Challenge
Determine how many lines below hold the string "table". Reply with the number alone.

↓

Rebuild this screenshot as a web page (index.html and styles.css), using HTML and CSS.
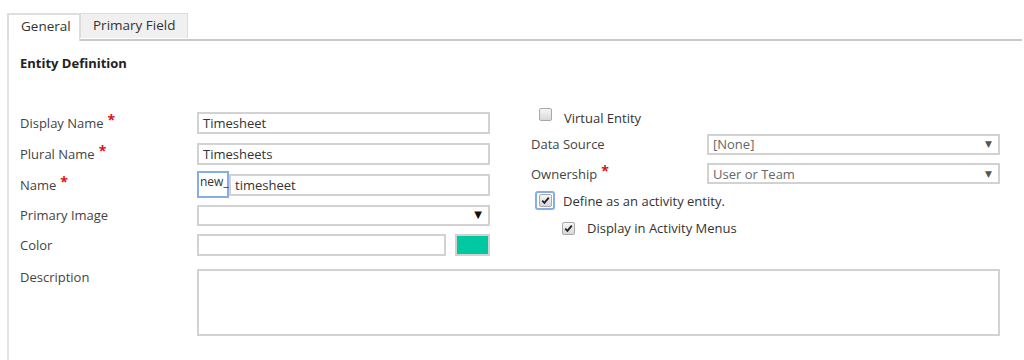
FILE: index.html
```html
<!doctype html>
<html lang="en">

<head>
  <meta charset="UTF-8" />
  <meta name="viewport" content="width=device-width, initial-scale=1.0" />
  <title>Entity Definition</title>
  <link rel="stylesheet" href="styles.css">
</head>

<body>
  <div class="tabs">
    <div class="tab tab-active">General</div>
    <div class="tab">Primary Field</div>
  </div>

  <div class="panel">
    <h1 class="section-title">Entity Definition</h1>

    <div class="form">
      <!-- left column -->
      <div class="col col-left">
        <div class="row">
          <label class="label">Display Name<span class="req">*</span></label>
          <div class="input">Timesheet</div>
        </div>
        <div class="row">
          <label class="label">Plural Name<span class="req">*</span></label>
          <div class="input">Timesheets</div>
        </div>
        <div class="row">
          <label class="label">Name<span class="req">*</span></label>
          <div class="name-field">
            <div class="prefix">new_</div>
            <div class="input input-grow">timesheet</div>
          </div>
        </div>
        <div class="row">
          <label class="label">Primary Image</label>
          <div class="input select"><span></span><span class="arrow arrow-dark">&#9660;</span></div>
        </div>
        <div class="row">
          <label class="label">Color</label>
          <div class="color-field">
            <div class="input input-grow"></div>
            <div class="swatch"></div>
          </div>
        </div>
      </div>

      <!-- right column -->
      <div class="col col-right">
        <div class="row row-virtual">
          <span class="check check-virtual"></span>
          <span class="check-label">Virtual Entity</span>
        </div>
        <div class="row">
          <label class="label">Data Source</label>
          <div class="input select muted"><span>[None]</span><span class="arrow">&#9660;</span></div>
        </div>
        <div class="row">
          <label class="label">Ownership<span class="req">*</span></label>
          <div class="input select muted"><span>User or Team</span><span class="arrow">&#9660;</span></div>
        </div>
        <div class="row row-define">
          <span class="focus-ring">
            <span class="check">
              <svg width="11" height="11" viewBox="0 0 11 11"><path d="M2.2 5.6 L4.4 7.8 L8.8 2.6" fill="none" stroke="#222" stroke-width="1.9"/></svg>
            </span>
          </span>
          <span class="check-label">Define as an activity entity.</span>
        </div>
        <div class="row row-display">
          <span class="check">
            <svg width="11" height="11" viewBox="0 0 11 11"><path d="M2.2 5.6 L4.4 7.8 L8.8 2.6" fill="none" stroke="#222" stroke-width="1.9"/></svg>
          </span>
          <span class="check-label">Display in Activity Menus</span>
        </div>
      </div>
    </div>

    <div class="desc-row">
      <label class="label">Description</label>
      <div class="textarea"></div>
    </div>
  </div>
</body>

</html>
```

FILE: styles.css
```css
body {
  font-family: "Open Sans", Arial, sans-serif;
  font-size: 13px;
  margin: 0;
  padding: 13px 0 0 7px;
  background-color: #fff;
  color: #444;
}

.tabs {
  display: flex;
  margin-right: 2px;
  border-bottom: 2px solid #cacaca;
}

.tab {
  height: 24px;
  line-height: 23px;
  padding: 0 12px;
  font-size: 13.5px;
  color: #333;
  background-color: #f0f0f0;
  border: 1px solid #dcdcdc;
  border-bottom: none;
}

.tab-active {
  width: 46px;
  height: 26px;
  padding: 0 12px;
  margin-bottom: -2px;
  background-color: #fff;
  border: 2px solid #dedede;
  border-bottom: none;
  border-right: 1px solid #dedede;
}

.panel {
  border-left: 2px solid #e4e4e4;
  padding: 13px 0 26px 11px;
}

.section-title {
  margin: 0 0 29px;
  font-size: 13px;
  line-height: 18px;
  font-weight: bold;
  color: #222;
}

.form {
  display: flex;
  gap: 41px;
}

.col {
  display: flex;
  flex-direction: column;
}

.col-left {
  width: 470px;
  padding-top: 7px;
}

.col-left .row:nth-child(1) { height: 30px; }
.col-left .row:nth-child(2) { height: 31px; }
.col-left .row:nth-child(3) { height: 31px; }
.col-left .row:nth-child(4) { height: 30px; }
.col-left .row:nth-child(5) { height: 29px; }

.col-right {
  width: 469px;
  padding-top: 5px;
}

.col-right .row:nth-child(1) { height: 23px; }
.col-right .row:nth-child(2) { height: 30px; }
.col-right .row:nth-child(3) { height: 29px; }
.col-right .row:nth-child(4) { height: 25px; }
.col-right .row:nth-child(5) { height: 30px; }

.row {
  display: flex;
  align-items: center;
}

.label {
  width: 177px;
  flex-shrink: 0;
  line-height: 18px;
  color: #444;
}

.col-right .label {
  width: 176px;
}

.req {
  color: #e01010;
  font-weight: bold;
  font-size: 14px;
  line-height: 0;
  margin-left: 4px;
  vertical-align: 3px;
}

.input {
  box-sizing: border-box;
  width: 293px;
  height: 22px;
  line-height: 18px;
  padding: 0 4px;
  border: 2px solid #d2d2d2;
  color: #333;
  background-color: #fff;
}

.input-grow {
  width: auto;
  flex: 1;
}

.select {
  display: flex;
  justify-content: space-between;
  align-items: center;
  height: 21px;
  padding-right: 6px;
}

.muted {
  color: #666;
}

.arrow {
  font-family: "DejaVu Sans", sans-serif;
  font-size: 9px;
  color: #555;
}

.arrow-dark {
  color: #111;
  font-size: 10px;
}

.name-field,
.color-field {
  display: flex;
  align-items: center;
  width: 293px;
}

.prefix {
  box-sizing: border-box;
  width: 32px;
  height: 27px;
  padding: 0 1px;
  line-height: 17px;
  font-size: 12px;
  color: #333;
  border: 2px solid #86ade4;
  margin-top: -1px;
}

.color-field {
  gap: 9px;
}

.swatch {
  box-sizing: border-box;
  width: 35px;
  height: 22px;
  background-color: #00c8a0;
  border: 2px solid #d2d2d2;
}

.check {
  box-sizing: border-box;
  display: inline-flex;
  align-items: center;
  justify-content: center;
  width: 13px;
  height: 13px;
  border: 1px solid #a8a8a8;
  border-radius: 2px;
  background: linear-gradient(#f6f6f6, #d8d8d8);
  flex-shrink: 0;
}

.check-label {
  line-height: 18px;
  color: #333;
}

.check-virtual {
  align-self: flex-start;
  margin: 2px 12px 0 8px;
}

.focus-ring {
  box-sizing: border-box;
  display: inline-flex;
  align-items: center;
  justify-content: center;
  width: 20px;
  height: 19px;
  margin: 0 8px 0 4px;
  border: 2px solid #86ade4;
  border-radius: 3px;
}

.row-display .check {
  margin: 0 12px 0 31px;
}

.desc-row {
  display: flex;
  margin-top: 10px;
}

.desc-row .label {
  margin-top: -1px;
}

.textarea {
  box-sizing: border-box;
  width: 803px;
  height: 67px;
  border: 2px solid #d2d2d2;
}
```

↑
↓

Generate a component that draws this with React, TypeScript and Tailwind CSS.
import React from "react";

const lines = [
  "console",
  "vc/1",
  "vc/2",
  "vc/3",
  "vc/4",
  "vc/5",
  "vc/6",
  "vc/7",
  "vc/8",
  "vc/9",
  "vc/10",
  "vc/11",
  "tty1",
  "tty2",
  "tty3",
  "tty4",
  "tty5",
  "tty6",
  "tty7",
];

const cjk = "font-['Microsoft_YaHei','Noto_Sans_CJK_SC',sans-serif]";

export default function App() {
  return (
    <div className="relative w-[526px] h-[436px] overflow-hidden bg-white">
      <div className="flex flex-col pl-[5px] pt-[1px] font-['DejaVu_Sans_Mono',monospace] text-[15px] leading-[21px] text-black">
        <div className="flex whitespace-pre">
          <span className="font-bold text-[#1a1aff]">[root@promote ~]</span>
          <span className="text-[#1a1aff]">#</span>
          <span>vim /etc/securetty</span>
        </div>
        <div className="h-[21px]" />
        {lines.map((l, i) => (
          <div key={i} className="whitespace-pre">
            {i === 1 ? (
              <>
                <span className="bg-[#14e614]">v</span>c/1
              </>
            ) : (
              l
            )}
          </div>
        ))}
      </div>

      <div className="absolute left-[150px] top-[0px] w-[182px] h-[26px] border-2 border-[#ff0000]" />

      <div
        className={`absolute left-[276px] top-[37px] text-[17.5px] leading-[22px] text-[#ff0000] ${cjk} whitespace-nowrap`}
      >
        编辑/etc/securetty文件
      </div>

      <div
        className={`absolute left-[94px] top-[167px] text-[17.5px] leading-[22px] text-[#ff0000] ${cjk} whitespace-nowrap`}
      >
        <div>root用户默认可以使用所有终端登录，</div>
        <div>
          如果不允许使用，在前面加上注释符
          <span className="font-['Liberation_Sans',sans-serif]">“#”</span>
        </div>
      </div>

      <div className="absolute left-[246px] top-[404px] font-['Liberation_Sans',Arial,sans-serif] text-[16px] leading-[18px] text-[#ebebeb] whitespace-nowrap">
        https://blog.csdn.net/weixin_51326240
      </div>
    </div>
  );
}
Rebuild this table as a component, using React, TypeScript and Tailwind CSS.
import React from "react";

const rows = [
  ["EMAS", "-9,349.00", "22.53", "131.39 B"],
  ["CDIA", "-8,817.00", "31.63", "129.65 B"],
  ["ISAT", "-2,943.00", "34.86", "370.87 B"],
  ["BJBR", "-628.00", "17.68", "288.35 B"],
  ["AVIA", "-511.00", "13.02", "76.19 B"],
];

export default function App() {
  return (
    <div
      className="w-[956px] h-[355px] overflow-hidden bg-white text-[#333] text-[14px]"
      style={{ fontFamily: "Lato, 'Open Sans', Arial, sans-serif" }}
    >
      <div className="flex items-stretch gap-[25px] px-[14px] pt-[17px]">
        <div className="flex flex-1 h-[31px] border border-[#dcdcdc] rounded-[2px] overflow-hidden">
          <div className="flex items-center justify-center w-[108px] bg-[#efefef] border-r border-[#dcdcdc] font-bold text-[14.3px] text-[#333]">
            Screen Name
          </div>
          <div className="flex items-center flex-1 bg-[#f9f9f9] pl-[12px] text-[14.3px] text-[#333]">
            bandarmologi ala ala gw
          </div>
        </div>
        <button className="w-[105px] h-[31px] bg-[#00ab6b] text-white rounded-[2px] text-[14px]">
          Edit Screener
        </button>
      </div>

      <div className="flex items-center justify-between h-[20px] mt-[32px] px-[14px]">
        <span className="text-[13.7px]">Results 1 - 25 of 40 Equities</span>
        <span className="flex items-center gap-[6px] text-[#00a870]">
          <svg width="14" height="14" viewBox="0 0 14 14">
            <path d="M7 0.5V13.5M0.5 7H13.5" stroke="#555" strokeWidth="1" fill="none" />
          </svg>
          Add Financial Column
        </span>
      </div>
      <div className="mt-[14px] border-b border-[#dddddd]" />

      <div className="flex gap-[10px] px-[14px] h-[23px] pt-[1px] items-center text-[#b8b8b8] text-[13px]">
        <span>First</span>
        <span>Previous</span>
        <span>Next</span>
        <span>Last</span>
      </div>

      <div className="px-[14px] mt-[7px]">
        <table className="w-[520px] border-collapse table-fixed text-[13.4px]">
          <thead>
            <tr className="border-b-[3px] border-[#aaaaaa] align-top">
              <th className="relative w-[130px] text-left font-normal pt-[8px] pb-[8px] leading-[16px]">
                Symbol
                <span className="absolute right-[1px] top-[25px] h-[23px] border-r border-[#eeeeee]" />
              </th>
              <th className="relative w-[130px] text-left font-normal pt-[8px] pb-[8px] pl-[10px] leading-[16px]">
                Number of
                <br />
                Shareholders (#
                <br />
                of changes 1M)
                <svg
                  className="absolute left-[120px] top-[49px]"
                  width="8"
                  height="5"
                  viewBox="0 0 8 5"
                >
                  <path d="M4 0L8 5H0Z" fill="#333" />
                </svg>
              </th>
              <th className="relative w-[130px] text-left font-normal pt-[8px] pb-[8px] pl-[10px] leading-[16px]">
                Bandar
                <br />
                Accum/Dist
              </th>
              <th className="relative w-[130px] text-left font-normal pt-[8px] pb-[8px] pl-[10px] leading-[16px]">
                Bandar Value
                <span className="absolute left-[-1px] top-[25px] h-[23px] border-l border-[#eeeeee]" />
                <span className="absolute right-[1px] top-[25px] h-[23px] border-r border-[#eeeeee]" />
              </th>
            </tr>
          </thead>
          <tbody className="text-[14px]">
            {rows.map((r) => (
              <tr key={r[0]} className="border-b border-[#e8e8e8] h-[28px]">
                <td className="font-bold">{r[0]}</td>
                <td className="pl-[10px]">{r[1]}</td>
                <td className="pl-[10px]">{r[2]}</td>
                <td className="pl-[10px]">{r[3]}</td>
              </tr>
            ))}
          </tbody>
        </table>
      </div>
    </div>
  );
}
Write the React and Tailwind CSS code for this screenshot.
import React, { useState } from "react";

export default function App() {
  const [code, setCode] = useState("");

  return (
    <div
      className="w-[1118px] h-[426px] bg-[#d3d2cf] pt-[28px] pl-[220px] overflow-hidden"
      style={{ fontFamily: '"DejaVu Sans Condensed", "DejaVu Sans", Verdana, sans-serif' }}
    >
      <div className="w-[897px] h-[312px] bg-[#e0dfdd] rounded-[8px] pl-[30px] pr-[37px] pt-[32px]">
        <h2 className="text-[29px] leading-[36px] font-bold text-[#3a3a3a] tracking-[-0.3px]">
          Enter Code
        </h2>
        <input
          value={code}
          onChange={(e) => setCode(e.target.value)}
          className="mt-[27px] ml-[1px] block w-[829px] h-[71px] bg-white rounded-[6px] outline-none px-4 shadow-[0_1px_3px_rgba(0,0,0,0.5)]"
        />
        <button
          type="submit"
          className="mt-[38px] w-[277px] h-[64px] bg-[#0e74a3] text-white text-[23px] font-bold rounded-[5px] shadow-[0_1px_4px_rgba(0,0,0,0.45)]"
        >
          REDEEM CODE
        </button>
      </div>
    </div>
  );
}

↑

Reply
3